◆ **What this task involves**: Show every line in the entries below where the word "screenshot" appears.
— Start of Recorded data —
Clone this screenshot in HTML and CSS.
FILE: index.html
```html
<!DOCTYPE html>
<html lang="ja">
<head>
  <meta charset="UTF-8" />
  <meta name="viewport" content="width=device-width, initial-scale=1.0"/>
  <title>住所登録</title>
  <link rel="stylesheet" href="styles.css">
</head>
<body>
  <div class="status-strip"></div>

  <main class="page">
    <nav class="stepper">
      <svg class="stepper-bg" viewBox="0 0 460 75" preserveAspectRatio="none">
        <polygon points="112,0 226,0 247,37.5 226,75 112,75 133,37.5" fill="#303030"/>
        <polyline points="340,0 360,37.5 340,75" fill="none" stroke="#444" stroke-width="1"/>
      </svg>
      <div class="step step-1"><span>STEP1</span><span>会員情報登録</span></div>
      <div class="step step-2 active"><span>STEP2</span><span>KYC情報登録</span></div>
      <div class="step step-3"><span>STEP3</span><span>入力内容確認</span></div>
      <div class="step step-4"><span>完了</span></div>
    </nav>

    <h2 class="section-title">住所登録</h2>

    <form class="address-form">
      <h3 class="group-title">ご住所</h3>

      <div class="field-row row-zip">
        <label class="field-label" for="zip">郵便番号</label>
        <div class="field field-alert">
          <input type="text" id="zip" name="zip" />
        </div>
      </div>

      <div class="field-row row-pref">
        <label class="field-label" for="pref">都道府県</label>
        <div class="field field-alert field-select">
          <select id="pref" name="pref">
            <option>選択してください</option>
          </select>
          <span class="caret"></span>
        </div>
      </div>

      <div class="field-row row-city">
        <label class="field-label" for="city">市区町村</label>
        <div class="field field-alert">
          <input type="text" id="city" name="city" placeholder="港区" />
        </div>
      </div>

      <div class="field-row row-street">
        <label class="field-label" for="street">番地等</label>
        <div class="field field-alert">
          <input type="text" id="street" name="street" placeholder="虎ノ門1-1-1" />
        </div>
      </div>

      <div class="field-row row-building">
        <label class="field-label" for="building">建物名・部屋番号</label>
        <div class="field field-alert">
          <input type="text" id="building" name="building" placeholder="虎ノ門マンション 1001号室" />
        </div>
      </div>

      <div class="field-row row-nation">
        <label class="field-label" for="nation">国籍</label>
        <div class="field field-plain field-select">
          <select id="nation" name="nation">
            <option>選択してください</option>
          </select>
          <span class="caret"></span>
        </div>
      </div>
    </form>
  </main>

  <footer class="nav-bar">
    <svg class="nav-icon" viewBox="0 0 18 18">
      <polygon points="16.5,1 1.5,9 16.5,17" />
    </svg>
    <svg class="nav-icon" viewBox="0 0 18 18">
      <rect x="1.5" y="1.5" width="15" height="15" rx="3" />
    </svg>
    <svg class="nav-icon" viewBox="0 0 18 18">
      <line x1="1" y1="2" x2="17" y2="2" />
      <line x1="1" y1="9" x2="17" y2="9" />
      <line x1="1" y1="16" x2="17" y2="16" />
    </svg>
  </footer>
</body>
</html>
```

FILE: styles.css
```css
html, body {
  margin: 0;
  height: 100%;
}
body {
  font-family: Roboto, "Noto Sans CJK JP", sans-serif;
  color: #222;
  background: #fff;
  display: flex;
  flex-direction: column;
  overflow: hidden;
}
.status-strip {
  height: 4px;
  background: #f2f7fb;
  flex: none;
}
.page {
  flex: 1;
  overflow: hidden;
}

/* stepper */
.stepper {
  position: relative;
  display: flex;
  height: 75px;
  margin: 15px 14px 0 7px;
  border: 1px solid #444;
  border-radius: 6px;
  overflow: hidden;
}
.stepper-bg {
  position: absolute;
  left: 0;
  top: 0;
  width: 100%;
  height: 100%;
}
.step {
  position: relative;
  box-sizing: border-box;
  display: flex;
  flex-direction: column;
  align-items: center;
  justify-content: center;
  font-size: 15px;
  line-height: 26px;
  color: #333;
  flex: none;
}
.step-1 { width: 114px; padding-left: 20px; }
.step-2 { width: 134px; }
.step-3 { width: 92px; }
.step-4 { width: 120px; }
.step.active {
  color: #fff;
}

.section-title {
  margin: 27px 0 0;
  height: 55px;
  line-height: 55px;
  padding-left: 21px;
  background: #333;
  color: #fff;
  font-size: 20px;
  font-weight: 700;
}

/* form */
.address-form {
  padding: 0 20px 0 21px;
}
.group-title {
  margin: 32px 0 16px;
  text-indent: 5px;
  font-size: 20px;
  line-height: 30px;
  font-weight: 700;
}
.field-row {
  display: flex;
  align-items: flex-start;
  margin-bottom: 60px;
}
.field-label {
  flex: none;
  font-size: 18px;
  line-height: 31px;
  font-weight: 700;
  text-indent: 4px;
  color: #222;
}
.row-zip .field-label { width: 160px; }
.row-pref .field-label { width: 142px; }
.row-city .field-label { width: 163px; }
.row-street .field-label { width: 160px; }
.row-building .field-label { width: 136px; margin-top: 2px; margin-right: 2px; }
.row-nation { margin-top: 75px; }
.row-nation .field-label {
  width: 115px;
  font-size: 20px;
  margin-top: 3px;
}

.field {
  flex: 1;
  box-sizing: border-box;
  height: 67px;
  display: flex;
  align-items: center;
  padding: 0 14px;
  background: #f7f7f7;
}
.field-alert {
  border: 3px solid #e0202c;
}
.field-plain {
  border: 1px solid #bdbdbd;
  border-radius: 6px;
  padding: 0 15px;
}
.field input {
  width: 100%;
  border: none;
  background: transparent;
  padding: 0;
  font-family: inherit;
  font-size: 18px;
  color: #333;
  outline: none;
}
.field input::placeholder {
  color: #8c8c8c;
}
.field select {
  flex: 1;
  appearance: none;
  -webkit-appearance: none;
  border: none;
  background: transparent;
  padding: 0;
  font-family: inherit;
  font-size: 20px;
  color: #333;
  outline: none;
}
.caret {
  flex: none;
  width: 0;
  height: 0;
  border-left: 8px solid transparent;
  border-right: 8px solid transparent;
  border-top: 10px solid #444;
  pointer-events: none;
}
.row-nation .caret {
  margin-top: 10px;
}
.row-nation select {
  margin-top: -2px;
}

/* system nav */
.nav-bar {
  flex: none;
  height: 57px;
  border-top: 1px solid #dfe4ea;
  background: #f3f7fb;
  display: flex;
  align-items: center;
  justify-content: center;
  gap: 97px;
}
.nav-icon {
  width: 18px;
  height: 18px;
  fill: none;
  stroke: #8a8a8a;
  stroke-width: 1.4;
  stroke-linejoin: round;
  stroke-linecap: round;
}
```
— End of Recorded data —
— Start of Recorded data —
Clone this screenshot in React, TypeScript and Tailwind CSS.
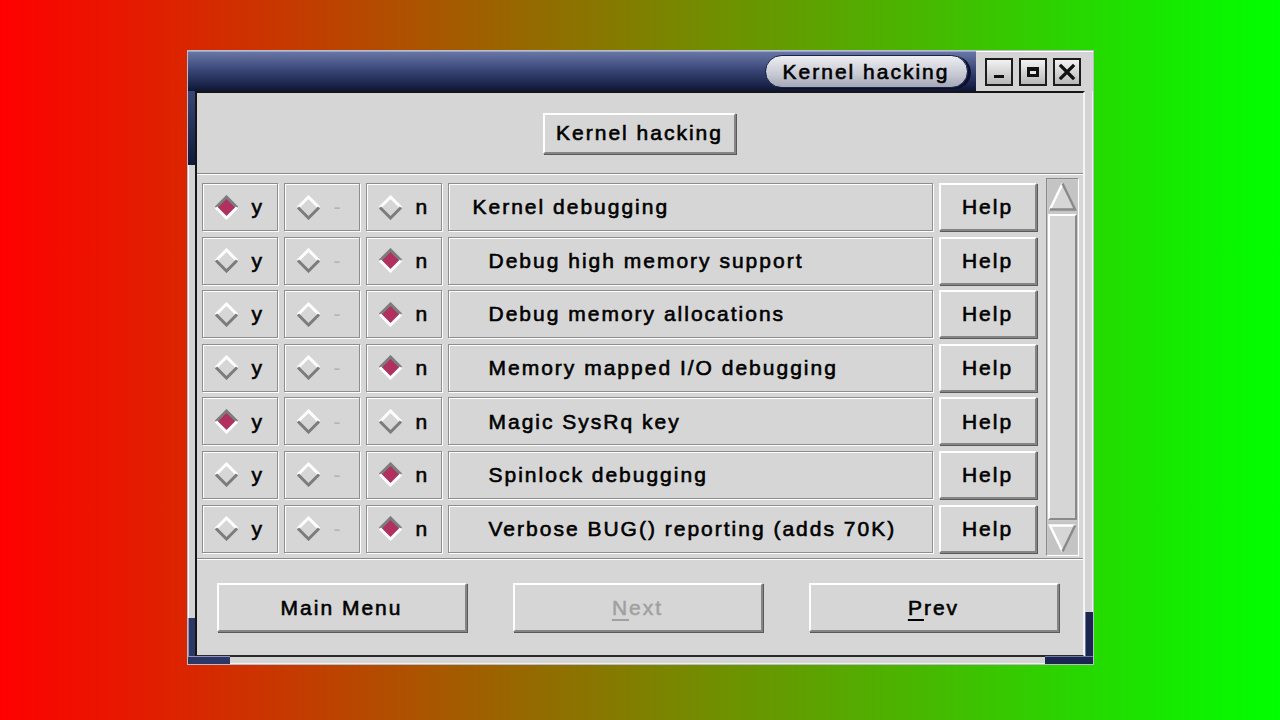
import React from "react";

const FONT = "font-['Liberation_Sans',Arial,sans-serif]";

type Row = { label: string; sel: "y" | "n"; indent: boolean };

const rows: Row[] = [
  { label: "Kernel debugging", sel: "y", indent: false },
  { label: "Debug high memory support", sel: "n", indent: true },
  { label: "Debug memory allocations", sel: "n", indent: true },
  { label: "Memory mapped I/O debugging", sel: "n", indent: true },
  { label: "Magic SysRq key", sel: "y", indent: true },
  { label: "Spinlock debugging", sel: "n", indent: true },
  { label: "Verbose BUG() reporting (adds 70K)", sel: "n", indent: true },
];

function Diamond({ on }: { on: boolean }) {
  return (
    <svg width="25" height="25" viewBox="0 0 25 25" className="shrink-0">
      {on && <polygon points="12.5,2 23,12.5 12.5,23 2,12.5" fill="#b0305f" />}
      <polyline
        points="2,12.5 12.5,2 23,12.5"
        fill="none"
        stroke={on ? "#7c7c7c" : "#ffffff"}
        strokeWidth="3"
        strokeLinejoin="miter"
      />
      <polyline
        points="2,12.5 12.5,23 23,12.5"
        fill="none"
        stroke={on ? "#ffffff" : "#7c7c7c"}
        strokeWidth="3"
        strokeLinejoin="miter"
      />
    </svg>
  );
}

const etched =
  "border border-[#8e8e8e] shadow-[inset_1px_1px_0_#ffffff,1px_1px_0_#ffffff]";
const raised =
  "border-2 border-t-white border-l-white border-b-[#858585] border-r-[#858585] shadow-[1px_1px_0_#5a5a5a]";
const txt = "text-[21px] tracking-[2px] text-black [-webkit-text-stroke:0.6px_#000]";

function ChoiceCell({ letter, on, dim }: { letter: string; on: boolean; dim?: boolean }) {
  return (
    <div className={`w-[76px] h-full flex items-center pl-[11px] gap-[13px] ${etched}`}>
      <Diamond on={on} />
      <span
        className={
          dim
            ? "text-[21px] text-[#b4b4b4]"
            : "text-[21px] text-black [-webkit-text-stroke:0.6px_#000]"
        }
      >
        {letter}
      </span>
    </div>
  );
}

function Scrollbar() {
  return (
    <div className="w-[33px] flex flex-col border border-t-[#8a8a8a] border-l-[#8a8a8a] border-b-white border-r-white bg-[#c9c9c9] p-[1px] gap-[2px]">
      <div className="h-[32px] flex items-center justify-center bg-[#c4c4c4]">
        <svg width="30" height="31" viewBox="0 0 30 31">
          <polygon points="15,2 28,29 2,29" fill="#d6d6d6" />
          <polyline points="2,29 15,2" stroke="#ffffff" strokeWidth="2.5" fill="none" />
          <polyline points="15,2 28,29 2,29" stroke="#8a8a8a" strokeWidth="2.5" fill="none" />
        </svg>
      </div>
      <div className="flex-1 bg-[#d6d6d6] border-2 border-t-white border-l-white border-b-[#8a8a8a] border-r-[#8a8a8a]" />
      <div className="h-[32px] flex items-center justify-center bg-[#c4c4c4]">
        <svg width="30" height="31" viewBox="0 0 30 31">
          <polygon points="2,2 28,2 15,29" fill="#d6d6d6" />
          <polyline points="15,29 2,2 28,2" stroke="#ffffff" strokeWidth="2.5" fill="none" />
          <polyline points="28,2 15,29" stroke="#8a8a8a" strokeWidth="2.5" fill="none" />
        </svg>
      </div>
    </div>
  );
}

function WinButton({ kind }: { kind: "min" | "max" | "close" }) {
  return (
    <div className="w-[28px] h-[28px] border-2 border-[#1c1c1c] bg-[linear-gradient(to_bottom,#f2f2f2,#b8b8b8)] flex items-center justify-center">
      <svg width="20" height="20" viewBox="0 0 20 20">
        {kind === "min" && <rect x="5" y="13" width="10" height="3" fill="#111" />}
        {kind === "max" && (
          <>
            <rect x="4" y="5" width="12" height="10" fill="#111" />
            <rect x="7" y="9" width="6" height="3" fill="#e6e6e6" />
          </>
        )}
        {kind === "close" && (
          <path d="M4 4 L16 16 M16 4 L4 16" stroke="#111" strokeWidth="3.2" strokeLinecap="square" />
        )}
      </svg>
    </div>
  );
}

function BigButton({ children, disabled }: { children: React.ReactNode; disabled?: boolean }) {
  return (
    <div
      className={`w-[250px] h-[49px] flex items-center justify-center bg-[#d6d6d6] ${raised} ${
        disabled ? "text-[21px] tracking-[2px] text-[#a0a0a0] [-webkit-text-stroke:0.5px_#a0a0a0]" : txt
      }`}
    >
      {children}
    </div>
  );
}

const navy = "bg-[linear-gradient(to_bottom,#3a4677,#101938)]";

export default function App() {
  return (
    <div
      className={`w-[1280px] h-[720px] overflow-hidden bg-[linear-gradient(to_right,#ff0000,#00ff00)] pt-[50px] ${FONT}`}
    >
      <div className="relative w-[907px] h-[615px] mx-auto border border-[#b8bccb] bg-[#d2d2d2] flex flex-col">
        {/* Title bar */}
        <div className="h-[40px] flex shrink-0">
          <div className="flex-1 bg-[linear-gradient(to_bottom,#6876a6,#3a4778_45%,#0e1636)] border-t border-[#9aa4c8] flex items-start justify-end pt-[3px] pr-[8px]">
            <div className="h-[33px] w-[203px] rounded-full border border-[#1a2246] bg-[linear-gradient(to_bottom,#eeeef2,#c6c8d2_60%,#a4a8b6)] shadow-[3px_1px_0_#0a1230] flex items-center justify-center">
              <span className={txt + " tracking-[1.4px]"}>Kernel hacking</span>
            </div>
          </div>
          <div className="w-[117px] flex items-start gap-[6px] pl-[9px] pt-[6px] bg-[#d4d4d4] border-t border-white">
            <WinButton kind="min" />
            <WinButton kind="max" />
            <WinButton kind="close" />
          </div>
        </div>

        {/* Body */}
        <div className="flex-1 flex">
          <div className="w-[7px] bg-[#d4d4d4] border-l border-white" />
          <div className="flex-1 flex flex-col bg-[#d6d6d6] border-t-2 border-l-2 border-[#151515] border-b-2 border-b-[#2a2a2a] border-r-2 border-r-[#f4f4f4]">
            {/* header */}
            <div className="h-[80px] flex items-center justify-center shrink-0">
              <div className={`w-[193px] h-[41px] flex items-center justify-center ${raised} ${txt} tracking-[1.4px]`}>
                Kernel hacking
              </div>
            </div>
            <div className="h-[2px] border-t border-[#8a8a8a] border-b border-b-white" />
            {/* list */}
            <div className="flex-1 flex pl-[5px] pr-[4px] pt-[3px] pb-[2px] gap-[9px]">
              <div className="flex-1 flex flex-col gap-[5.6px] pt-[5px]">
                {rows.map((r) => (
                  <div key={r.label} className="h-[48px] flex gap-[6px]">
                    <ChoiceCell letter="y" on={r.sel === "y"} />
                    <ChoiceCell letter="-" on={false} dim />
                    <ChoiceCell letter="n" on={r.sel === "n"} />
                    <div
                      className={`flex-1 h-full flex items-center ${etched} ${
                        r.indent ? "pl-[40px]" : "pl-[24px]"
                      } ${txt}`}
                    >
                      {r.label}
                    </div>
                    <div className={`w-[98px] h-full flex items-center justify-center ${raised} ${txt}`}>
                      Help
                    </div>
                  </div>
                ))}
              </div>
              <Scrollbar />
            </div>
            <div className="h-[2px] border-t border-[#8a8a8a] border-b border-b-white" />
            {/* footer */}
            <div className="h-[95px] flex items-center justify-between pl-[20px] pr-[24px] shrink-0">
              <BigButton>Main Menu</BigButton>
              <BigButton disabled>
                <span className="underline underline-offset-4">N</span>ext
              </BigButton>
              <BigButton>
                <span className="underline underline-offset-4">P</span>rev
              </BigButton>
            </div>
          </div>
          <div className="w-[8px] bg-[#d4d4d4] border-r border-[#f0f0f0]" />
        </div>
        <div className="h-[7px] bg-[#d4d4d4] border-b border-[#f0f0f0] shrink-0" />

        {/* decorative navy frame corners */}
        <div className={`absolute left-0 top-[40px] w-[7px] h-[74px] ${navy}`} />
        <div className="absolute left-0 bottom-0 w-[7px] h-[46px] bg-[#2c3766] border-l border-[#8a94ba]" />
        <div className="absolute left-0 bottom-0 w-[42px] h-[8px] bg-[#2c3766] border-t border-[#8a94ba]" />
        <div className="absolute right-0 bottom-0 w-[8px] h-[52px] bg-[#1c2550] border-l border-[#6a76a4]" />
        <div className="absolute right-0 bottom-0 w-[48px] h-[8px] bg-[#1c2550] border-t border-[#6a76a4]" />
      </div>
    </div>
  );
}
— End of Recorded data —
◆ **Exercise answer**:
Clone this screenshot in HTML and CSS.
Clone this screenshot in React, TypeScript and Tailwind CSS.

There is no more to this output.